China might accept its protégé becoming economically more independent but not in cooperation with the United States. Friction over trade and the American threat of unspecified “consequences” for “militarising the South China Sea” underline Washington’s role as China’s principal adversary. Outwardly, the Chinese have little to worry about.But they are aware that having emerged from seclusion, Mr Kim might find international diplomacy a heady experience.

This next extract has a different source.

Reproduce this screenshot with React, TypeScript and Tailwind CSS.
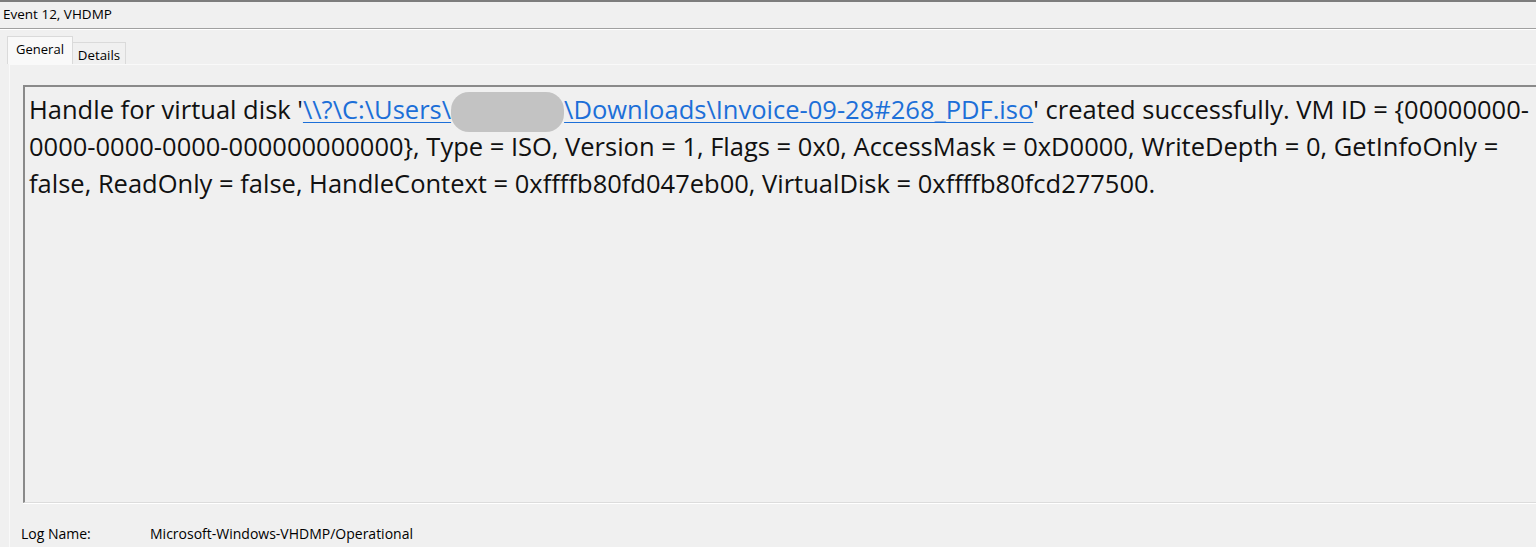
import React from 'react';

const FONT = { fontFamily: '"Segoe UI", "Open Sans", "Noto Sans", sans-serif' };

const App: React.FC = () => {
  return (
    <div className="w-[1536px] h-[547px] overflow-hidden bg-[#f0f0f0] text-black" style={FONT}>
      {/* Title */}
      <div className="h-[29px] border-t-2 border-[#7d7d7d] border-b border-b-[#a0a0a0] pl-[3px] pt-[3px] text-[13.5px] leading-[18px]">
        Event 12, VHDMP
      </div>
      <div className="h-px bg-white" />

      {/* Tabs */}
      <div className="flex items-end h-[34px] pl-[7px]">
        <div className="h-[28px] w-[66px] bg-[#f9f9f9] border border-b-0 border-[#dadada] text-[13px] leading-[24px] text-center">
          General
        </div>
        <div className="h-[22px] w-[53px] border border-l-0 border-b-0 border-[#dadada] text-[13.3px] leading-[22px] text-center pt-[1px]">
          Details
        </div>
      </div>

      {/* Panel */}
      <div className="ml-[9px] border-l border-t border-[#f9f9f9] h-[500px] pt-[20px] pl-[13px]">
        <div className="h-[418px] border-l-2 border-t-2 border-[#8a8a8a] border-b border-b-[#dcdcdc] bg-[#f0f0f0] pl-[4px] pt-[4px]">
          <div className="text-[25.5px] leading-[37px] whitespace-nowrap text-[#111]">
            <div>
              Handle for virtual disk '
              <span className="text-[#1c6fd8] underline underline-offset-[3px] decoration-1">\\?\C:\Users\</span>
              <span className="inline-block align-middle w-[113px] h-[40px] rounded-[18px] bg-[#c3c3c3] -my-[4px]" />
              <span className="text-[#1c6fd8] underline underline-offset-[3px] decoration-1">\Downloads\Invoice-09-28#268_PDF.iso</span>
              ' created successfully. VM ID = {'{'}00000000-
            </div>
            <div>
              0000-0000-0000-000000000000{'}'}, Type = ISO, Version = 1, Flags = 0x0, AccessMask = 0xD0000, WriteDepth = 0, GetInfoOnly =
            </div>
            <div>
              false, ReadOnly = false, HandleContext = 0xffffb80fd047eb00, VirtualDisk = 0xffffb80fcd277500.
            </div>
          </div>
        </div>
        <div className="h-px bg-white" />
        <div className="flex text-[14px] leading-[18px] pt-[21px] -ml-[2px]">
          <span className="w-[129px]">Log Name:</span>
          <span>Microsoft-Windows-VHDMP/Operational</span>
        </div>
      </div>
    </div>
  );
};

export default App;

Beijing was miffed, for instance, at being excluded from several items in the joint declaration issued at the end of Mr Kim’s meeting with South Korea’s President Moon Jae-in, which mentioned “trilateral or quadrilateral” talks. Trilateral would mean North and South Korea and the US but not China, which sent millions of troops (withdrawn in 1958) to fight for North Korea during the war which ravaged the peninsula from 1950 to 1953. The Chinese must have been gratified to learn that Mr Kim suggested quadrilateral talks, but he didn’t invite China to send observers to the destruction of the Punggye-ri nuclear test site close to the Chinese border. Instead, he promised to invite South Korean and American experts, although the latter dismiss the proposed closure as a propaganda gesture with little impact on nuclear and ballistic missile programmes. The two Koreas have also promised to start talks with Washington to negotiate a peace treaty to formally end the Korean War.

These snubs to China are all the more significant because top-level visits between the two countries were frequent under Mr Kim’s grandfather, Kim Il-sung. Even his father, Kim Jong-il, made seven trips to China between 2000 and 2011. Such travel stopped only after the young Kim Jong-un came to power and reportedly ordered the elimination of senior officials suspected of being close to Beijing.

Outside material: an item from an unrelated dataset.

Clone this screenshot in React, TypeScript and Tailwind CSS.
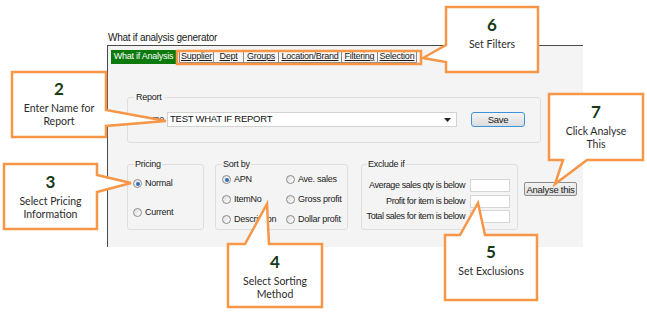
import React from "react";

const ORANGE = "#f79646";

function Radio({ checked = false }: { checked?: boolean }) {
  return (
    <span className="flex h-[9px] w-[9px] shrink-0 items-center justify-center rounded-full border border-[#8c8c8c] bg-linear-to-br from-[#dcdcdc] to-white">
      {checked && <span className="h-[4px] w-[4px] rounded-full bg-[#2f6db5]" />}
    </span>
  );
}

function Option({ label, checked }: { label: string; checked?: boolean }) {
  return (
    <div className="flex h-[13px] items-center gap-[3px]">
      <Radio checked={checked} />
      <span>{label}</span>
    </div>
  );
}

function Callout({
  left,
  top,
  width,
  num,
  lines,
}: {
  left: string;
  top: string;
  width: string;
  num: string;
  lines: string[];
}) {
  return (
    <div className={`absolute flex flex-col items-center font-['Lato',sans-serif] ${left} ${top} ${width}`}>
      <div className="text-[17px] font-bold leading-[16px] text-[#173a17]">{num}</div>
      <div className="mt-[5px] text-center text-[10.5px] leading-[13px] text-[#2b2b2b]">
        {lines.map((l) => (
          <div key={l}>{l}</div>
        ))}
      </div>
    </div>
  );
}

const tabs = [
  { label: "Supplier", w: "w-[35px]" },
  { label: "Dept", w: "w-[31px]" },
  { label: "Groups", w: "w-[36px]" },
  { label: "Location/Brand", w: "w-[64px]" },
  { label: "Filtering", w: "w-[37px]" },
  { label: "Selection", w: "w-[40px]" },
];

export default function App() {
  return (
    <div className="relative h-[313px] w-[647px] overflow-hidden bg-white font-['Liberation_Sans',sans-serif] text-[#1a1a1a]">
      {/* Title */}
      <div className="pl-[108px] pt-[31px] text-[10px] leading-[13px] tracking-[-0.25px]">What if analysis generator</div>

      {/* Window */}
      <div className="ml-[107px] mt-[1px] h-[202px] w-[476px] border-l border-t border-[#4a4a4a] bg-[#f4f4f4] text-[9px] tracking-[-0.25px]">
        {/* Tabs */}
        <div className="flex items-start pl-[3px] pt-[4px]">
          <div className="flex h-[14px] w-[65px] items-center justify-center bg-[#0b7a0b] text-white">What if Analysis</div>
          <div className="ml-[3px] mt-px flex">
            {tabs.map((t) => (
              <div
                key={t.label}
                className={`-ml-px flex h-[12px] items-center justify-center border border-[#8a8a8a] bg-[#f7f7f7] underline first:ml-0 ${t.w}`}
              >
                {t.label}
              </div>
            ))}
          </div>
        </div>

        {/* Report */}
        <fieldset className="ml-[19px] mt-[27px] h-[52px] w-[414px] rounded-[3px] border border-[#dedede]">
          <legend className="ml-[6px] px-[2px] leading-[12px]">Report</legend>
          <div className="flex items-center pl-[13px] pt-[9px]">
            <span className="w-[26px]">Name</span>
            <div className="flex h-[15px] w-[290px] items-center justify-between border border-[#d2d2d2] bg-white pl-[2px] pr-[5px] text-[9.5px] text-[#111]">
              <span>TEST WHAT IF REPORT</span>
              <svg width="7" height="4" viewBox="0 0 7 4">
                <polygon points="0,0 7,0 3.5,4" fill="#222" />
              </svg>
            </div>
            <button className="ml-[14px] h-[15px] w-[54px] rounded-[3px] border border-[#3d93da] bg-linear-to-b from-[#f4f4f4] to-[#dcdcdc] text-[9.5px]">
              Save
            </button>
          </div>
        </fieldset>

        {/* Lower row */}
        <div className="ml-[19px] mt-[15px] flex items-start">
          <fieldset className="h-[72px] w-[77px] rounded-[3px] border border-[#dedede]">
            <legend className="ml-[6px] px-[1px] leading-[12px]">Pricing</legend>
            <div className="flex flex-col gap-[16px] pl-[5px] pt-[7px]">
              <Option label="Normal" checked />
              <Option label="Current" />
            </div>
          </fieldset>

          <fieldset className="ml-[11px] h-[72px] w-[133px] rounded-[3px] border border-[#dedede]">
            <legend className="ml-[6px] px-[1px] leading-[12px]">Sort by</legend>
            <div className="grid grid-cols-[64px_1fr] gap-y-[7px] pl-[6px] pt-[3px]">
              <Option label="APN" checked />
              <Option label="Ave. sales" />
              <Option label="ItemNo" />
              <Option label="Gross profit" />
              <Option label="Description" />
              <Option label="Dollar profit" />
            </div>
          </fieldset>

          <fieldset className="ml-[13px] h-[72px] w-[157px] rounded-[3px] border border-[#dedede]">
            <legend className="ml-[5px] px-[1px] leading-[12px]">Exclude if</legend>
            <div className="grid grid-cols-[1fr_40px] items-center gap-x-[5px] gap-y-[2px] pr-[7px] pt-[9px] tracking-[-0.4px]">
              <span className="text-right">Average sales qty is below</span>
              <div className="h-[13px] border border-[#d6d6d6] bg-white" />
              <span className="text-right">Profit for item is below</span>
              <div className="h-[13px] border border-[#d6d6d6] bg-white" />
              <span className="text-right">Total sales for item is below</span>
              <div className="h-[13px] border border-[#d6d6d6] bg-white" />
            </div>
          </fieldset>

          <button className="ml-[6px] mt-[24px] h-[14px] w-[53px] rounded-[2px] border border-[#8e8e8e] bg-linear-to-b from-[#f3f3f3] to-[#dedede] text-[9.5px]">
            Analyse this
          </button>
        </div>
      </div>

      {/* Callout shapes */}
      <svg className="pointer-events-none absolute inset-0" width="647" height="313" viewBox="0 0 647 313">
        <g fill="white" stroke={ORANGE} strokeWidth="2.5" strokeLinejoin="miter">
          <rect x="177" y="51" width="244" height="13" fill="none" />
          <polygon points="446,7 538,7 538,72 446,72 446,62 423,58 446,45" />
          <polygon points="12,72 106,72 106,110 166,121 106,126 106,137 12,137" />
          <polygon points="4,164 97,164 97,175 131,183 97,192 97,229 4,229" />
          <polygon points="228,244 245,244 267,204 269,244 322,244 322,307 228,307" />
          <polygon points="445,235 460,235 478,203 485,235 537,235 537,300 445,300" />
          <polygon points="549,94 643,94 643,160 587,160 555,184 563,160 549,160" />
        </g>
      </svg>

      <Callout left="left-[446px]" top="top-[17px]" width="w-[92px]" num="6" lines={["Set Filters"]} />
      <Callout left="left-[12px]" top="top-[81px]" width="w-[94px]" num="2" lines={["Enter Name for", "Report"]} />
      <Callout left="left-[4px]" top="top-[174px]" width="w-[93px]" num="3" lines={["Select Pricing", "Information"]} />
      <Callout left="left-[228px]" top="top-[254px]" width="w-[94px]" num="4" lines={["Select Sorting", "Method"]} />
      <Callout left="left-[445px]" top="top-[244px]" width="w-[92px]" num="5" lines={["Set Exclusions"]} />
      <Callout left="left-[549px]" top="top-[104px]" width="w-[94px]" num="7" lines={["Click Analyse", "This"]} />
    </div>
  );
}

Repeating history, the Kim-Moon summit reca-lled June 14, 2000 when South Korea’s then President, Kim Dae-jung, travelled to Pyong-yang for a landmark meeting with Kim Jong-il. That was the year when Madeleine Albright, then US secretary of state, became the most senior American official to visit North Korea since the Korean War, and the US and North Korea began a negotiating process aimed at preventing nuclear weapons being developed on the peninsula. Few believed in 2000 that the 38th parallel militarised border between North and South would crumble like the Berlin Wall. Few now believe that unification is around the corner. But just as Kim Dae-jung won the Nobel Peace Prize, 18 Republican Congress-men now want the Nobel Committee to award this year’s prize to Mr Trump for “his tireless work to bring peace to our world”.

As we know, nothing came of the 2000 peace initiatives. The talks dragged on for the rest of Bill Clinton’s presidency, but the disclosure of North Korea’s uranium enrichment programme prompted George W. Bush to cancel the effort. In 2002 Pyongyang expelled international inspectors and restarted its nuclear facilities. Mr Kim had already promised to suspend his nuclear programme and invest in the economy even before he and Mr Moon agreed to officially end the war and work for the “complete denuclearisation” of the peninsula.

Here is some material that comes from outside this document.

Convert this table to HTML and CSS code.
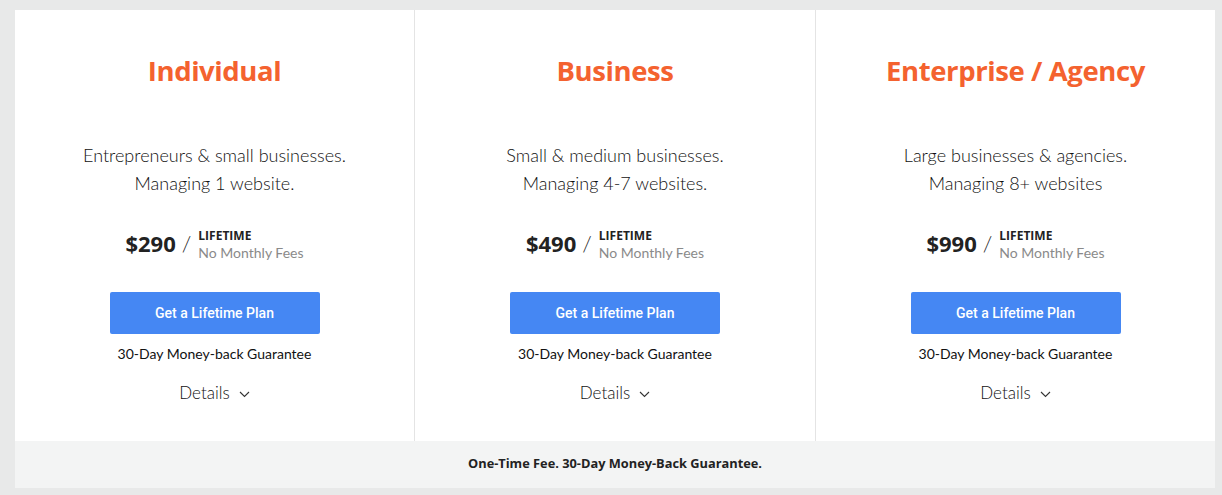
FILE: index.html
```html
<!DOCTYPE html>
<html lang="en">
<head>
<meta charset="utf-8">
<title>Pricing</title>
<link rel="stylesheet" href="styles.css">
</head>
<body>
<div class="pricing">
  <div class="plans">
    <div class="plan">
      <h2 class="plan-title">Individual</h2>
      <p class="plan-desc">Entrepreneurs &amp; small businesses.<br>Managing 1 website.</p>
      <div class="price">
        <span class="amount">$290</span>
        <span class="slash">/</span>
        <span class="term"><span class="term-main">LIFETIME</span><span class="term-sub">No Monthly Fees</span></span>
      </div>
      <a class="btn" href="#">Get a Lifetime Plan</a>
      <p class="guarantee">30-Day Money-back Guarantee</p>
      <div class="details">Details <svg class="chev" width="11" height="7" viewBox="0 0 11 7"><path d="M1 1l4.5 4.5L10 1" fill="none" stroke="#333" stroke-width="1.1"/></svg></div>
    </div>
    <div class="plan">
      <h2 class="plan-title">Business</h2>
      <p class="plan-desc">Small &amp; medium businesses.<br>Managing 4-7 websites.</p>
      <div class="price">
        <span class="amount">$490</span>
        <span class="slash">/</span>
        <span class="term"><span class="term-main">LIFETIME</span><span class="term-sub">No Monthly Fees</span></span>
      </div>
      <a class="btn" href="#">Get a Lifetime Plan</a>
      <p class="guarantee">30-Day Money-back Guarantee</p>
      <div class="details">Details <svg class="chev" width="11" height="7" viewBox="0 0 11 7"><path d="M1 1l4.5 4.5L10 1" fill="none" stroke="#333" stroke-width="1.1"/></svg></div>
    </div>
    <div class="plan">
      <h2 class="plan-title">Enterprise / Agency</h2>
      <p class="plan-desc">Large businesses &amp; agencies.<br>Managing 8+ websites</p>
      <div class="price">
        <span class="amount">$990</span>
        <span class="slash">/</span>
        <span class="term"><span class="term-main">LIFETIME</span><span class="term-sub">No Monthly Fees</span></span>
      </div>
      <a class="btn" href="#">Get a Lifetime Plan</a>
      <p class="guarantee">30-Day Money-back Guarantee</p>
      <div class="details">Details <svg class="chev" width="11" height="7" viewBox="0 0 11 7"><path d="M1 1l4.5 4.5L10 1" fill="none" stroke="#333" stroke-width="1.1"/></svg></div>
    </div>
  </div>
  <div class="footer">One-Time Fee. 30-Day Money-Back Guarantee.</div>
</div>
</body>
</html>
```
FILE: styles.css
```css
* { box-sizing: border-box; }
html, body { margin: 0; padding: 0; }
body {
  background: #e8e9e9;
  font-family: "Lato", "Open Sans", sans-serif;
  color: #222;
  width: 1222px;
  height: 495px;
  overflow: hidden;
}
.pricing {
  width: 1200px;
  margin: 10px 0 0 15px;
}
.plans {
  display: grid;
  grid-template-columns: 400px 401px 399px;
  background: #fff;
  height: 431px;
}
.plan {
  display: flex;
  flex-direction: column;
  align-items: center;
  padding-top: 43px;
  border-right: 1px solid #e4e4e4;
}
.plan:last-child { border-right: none; }
.plan-title {
  margin: 0;
  font-family: "Open Sans", sans-serif;
  font-weight: 700;
  font-size: 27.5px;
  line-height: 36px;
  color: #f4622f;
  letter-spacing: -0.4px;
}
.plan-desc {
  margin: 52px 0 0;
  text-align: center;
  font-weight: 300;
  font-size: 18px;
  line-height: 28px;
  color: #111;
}
.price {
  margin-top: 29px;
  display: flex;
  align-items: center;
  height: 34px;
}
.amount {
  font-family: "Open Sans", sans-serif;
  font-weight: 700;
  font-size: 22px;
  color: #222;
}
.slash {
  font-weight: 300;
  font-size: 22px;
  margin: 0 7px 0 6px;
  color: #222;
}
.term {
  display: flex;
  flex-direction: column;
  line-height: 17px;
  padding-top: 2px;
}
.term-main {
  font-family: "Open Sans", sans-serif;
  font-weight: 700;
  font-size: 12px;
  color: #222;
}
.term-sub {
  font-size: 14px;
  color: #8a8a8a;
  font-weight: 400;
}
.btn {
  margin-top: 32px;
  width: 210px;
  height: 42px;
  display: flex;
  align-items: center;
  justify-content: center;
  background: #4587f3;
  border-radius: 2px;
  color: #fff;
  text-decoration: none;
  font-family: "Roboto", sans-serif;
  font-weight: 500;
  font-size: 14px;
}
.guarantee {
  margin: 11px 0 0;
  font-size: 14px;
  line-height: 18px;
  color: #111;
}
.details {
  margin-top: 18px;
  font-size: 17px;
  line-height: 24px;
  font-weight: 300;
  color: #111;
  display: flex;
  align-items: center;
  gap: 9px;
}
.chev { margin-top: 2px; }
.footer {
  height: 47px;
  padding-bottom: 3px;
  background: #f3f4f4;
  display: flex;
  align-items: center;
  justify-content: center;
  font-family: "Open Sans", sans-serif;
  font-weight: 700;
  font-size: 12.8px;
  color: #222;
}
```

Many remain sceptical about whether he will fulfil these commitments. Many others wonder whether Mr Trump will give him the chance to do so. Not surprisingly, Mr Kim saw the menacing 10-day “Ulchi Freedom Guardian” joint US-South Korean military exercise between the land, sea and air forces of the two nations as provocative muscle-flexing. Despite recent media reports of conciliatory moves in the US, Mr Trump says that withdrawing troops is “not on the table”. That means some 140,000 American military personnel will remain permanently in the Korean peninsula, Japan and Guam. Mr Kim will remain understandably nervous until Mr Trump and Mr Moon take steps to reduce their militarism.